Short problem - Copy every entry word for word. Skip the pictures.
----- Records to process -----
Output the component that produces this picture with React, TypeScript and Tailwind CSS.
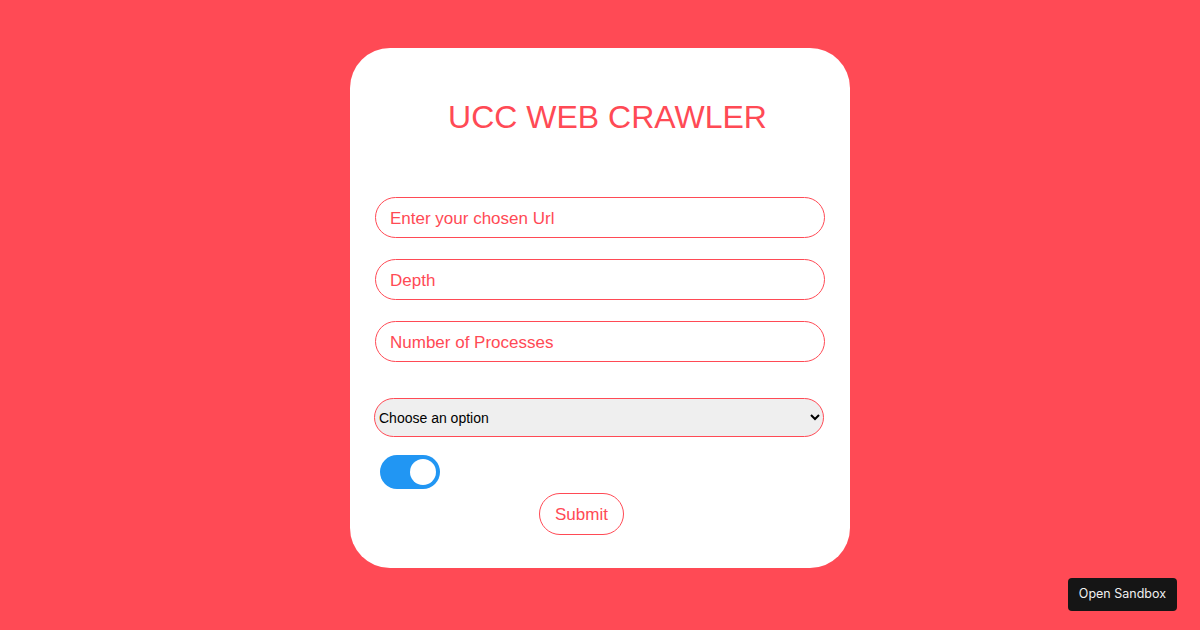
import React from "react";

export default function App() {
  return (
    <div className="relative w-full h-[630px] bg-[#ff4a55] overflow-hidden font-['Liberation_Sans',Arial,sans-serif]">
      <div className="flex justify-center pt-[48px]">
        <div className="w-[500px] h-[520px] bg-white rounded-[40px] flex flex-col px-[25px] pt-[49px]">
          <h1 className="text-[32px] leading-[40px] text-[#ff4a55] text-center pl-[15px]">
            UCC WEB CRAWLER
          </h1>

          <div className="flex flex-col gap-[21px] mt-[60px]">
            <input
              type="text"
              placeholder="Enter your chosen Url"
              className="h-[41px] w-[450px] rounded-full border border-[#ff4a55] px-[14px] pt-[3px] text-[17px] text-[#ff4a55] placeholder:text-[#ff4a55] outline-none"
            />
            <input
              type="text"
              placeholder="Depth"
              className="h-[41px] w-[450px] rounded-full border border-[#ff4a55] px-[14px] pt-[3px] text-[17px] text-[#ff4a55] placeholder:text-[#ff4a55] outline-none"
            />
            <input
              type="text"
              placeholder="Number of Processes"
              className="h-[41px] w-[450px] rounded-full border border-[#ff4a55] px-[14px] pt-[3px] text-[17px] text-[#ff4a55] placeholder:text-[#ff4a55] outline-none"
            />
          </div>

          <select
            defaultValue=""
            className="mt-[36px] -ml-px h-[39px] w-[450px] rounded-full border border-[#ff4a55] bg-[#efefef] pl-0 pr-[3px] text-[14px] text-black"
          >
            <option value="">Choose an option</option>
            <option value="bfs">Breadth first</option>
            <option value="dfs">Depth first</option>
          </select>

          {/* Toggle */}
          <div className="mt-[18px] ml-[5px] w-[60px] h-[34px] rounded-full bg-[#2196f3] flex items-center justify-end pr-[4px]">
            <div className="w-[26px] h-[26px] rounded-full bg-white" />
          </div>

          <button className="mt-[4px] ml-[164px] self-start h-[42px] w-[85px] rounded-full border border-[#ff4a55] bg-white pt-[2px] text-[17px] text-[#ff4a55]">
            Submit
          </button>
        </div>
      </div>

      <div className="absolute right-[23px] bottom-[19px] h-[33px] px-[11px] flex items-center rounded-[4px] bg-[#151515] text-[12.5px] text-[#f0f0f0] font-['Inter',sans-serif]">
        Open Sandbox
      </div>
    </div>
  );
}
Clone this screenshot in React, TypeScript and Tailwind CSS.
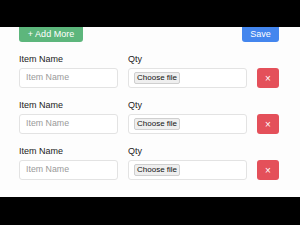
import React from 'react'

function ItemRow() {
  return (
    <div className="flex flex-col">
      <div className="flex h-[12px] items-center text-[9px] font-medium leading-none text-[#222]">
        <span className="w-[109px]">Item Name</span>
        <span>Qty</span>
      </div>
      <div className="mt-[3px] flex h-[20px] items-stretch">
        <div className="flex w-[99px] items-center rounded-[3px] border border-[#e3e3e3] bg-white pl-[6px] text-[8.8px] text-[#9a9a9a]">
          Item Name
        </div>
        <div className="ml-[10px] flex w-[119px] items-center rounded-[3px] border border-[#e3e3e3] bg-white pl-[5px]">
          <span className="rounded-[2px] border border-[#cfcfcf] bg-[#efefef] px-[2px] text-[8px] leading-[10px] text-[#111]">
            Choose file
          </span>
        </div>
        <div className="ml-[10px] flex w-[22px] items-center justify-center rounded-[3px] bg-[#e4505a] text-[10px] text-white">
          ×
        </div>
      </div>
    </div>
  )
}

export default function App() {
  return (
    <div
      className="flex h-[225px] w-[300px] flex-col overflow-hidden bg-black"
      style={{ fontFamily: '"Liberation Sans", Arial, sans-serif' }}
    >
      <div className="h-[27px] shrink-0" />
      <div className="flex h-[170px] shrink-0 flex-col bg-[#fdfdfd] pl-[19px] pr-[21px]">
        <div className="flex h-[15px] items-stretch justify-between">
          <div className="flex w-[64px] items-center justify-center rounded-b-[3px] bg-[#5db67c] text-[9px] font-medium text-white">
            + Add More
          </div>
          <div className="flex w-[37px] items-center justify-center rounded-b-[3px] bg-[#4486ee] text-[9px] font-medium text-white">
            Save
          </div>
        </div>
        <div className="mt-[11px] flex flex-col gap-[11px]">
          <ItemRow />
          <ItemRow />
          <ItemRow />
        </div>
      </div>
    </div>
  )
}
-----
Result below -
Output the component that produces this picture with React, TypeScript and Tailwind CSS.
import React from "react";

export default function App() {
  return (
    <div className="relative w-full h-[630px] bg-[#ff4a55] overflow-hidden font-['Liberation_Sans',Arial,sans-serif]">
      <div className="flex justify-center pt-[48px]">
        <div className="w-[500px] h-[520px] bg-white rounded-[40px] flex flex-col px-[25px] pt-[49px]">
          <h1 className="text-[32px] leading-[40px] text-[#ff4a55] text-center pl-[15px]">
            UCC WEB CRAWLER
          </h1>

          <div className="flex flex-col gap-[21px] mt-[60px]">
            <input
              type="text"
              placeholder="Enter your chosen Url"
              className="h-[41px] w-[450px] rounded-full border border-[#ff4a55] px-[14px] pt-[3px] text-[17px] text-[#ff4a55] placeholder:text-[#ff4a55] outline-none"
            />
            <input
              type="text"
              placeholder="Depth"
              className="h-[41px] w-[450px] rounded-full border border-[#ff4a55] px-[14px] pt-[3px] text-[17px] text-[#ff4a55] placeholder:text-[#ff4a55] outline-none"
            />
            <input
              type="text"
              placeholder="Number of Processes"
              className="h-[41px] w-[450px] rounded-full border border-[#ff4a55] px-[14px] pt-[3px] text-[17px] text-[#ff4a55] placeholder:text-[#ff4a55] outline-none"
            />
          </div>

          <select
            defaultValue=""
            className="mt-[36px] -ml-px h-[39px] w-[450px] rounded-full border border-[#ff4a55] bg-[#efefef] pl-0 pr-[3px] text-[14px] text-black"
          >
            <option value="">Choose an option</option>
            <option value="bfs">Breadth first</option>
            <option value="dfs">Depth first</option>
          </select>

          {/* Toggle */}
          <div className="mt-[18px] ml-[5px] w-[60px] h-[34px] rounded-full bg-[#2196f3] flex items-center justify-end pr-[4px]">
            <div className="w-[26px] h-[26px] rounded-full bg-white" />
          </div>

          <button className="mt-[4px] ml-[164px] self-start h-[42px] w-[85px] rounded-full border border-[#ff4a55] bg-white pt-[2px] text-[17px] text-[#ff4a55]">
            Submit
          </button>
        </div>
      </div>

      <div className="absolute right-[23px] bottom-[19px] h-[33px] px-[11px] flex items-center rounded-[4px] bg-[#151515] text-[12.5px] text-[#f0f0f0] font-['Inter',sans-serif]">
        Open Sandbox
      </div>
    </div>
  );
}
Clone this screenshot in React, TypeScript and Tailwind CSS.
import React from 'react'

function ItemRow() {
  return (
    <div className="flex flex-col">
      <div className="flex h-[12px] items-center text-[9px] font-medium leading-none text-[#222]">
        <span className="w-[109px]">Item Name</span>
        <span>Qty</span>
      </div>
      <div className="mt-[3px] flex h-[20px] items-stretch">
        <div className="flex w-[99px] items-center rounded-[3px] border border-[#e3e3e3] bg-white pl-[6px] text-[8.8px] text-[#9a9a9a]">
          Item Name
        </div>
        <div className="ml-[10px] flex w-[119px] items-center rounded-[3px] border border-[#e3e3e3] bg-white pl-[5px]">
          <span className="rounded-[2px] border border-[#cfcfcf] bg-[#efefef] px-[2px] text-[8px] leading-[10px] text-[#111]">
            Choose file
          </span>
        </div>
        <div className="ml-[10px] flex w-[22px] items-center justify-center rounded-[3px] bg-[#e4505a] text-[10px] text-white">
          ×
        </div>
      </div>
    </div>
  )
}

export default function App() {
  return (
    <div
      className="flex h-[225px] w-[300px] flex-col overflow-hidden bg-black"
      style={{ fontFamily: '"Liberation Sans", Arial, sans-serif' }}
    >
      <div className="h-[27px] shrink-0" />
      <div className="flex h-[170px] shrink-0 flex-col bg-[#fdfdfd] pl-[19px] pr-[21px]">
        <div className="flex h-[15px] items-stretch justify-between">
          <div className="flex w-[64px] items-center justify-center rounded-b-[3px] bg-[#5db67c] text-[9px] font-medium text-white">
            + Add More
          </div>
          <div className="flex w-[37px] items-center justify-center rounded-b-[3px] bg-[#4486ee] text-[9px] font-medium text-white">
            Save
          </div>
        </div>
        <div className="mt-[11px] flex flex-col gap-[11px]">
          <ItemRow />
          <ItemRow />
          <ItemRow />
        </div>
      </div>
    </div>
  )
}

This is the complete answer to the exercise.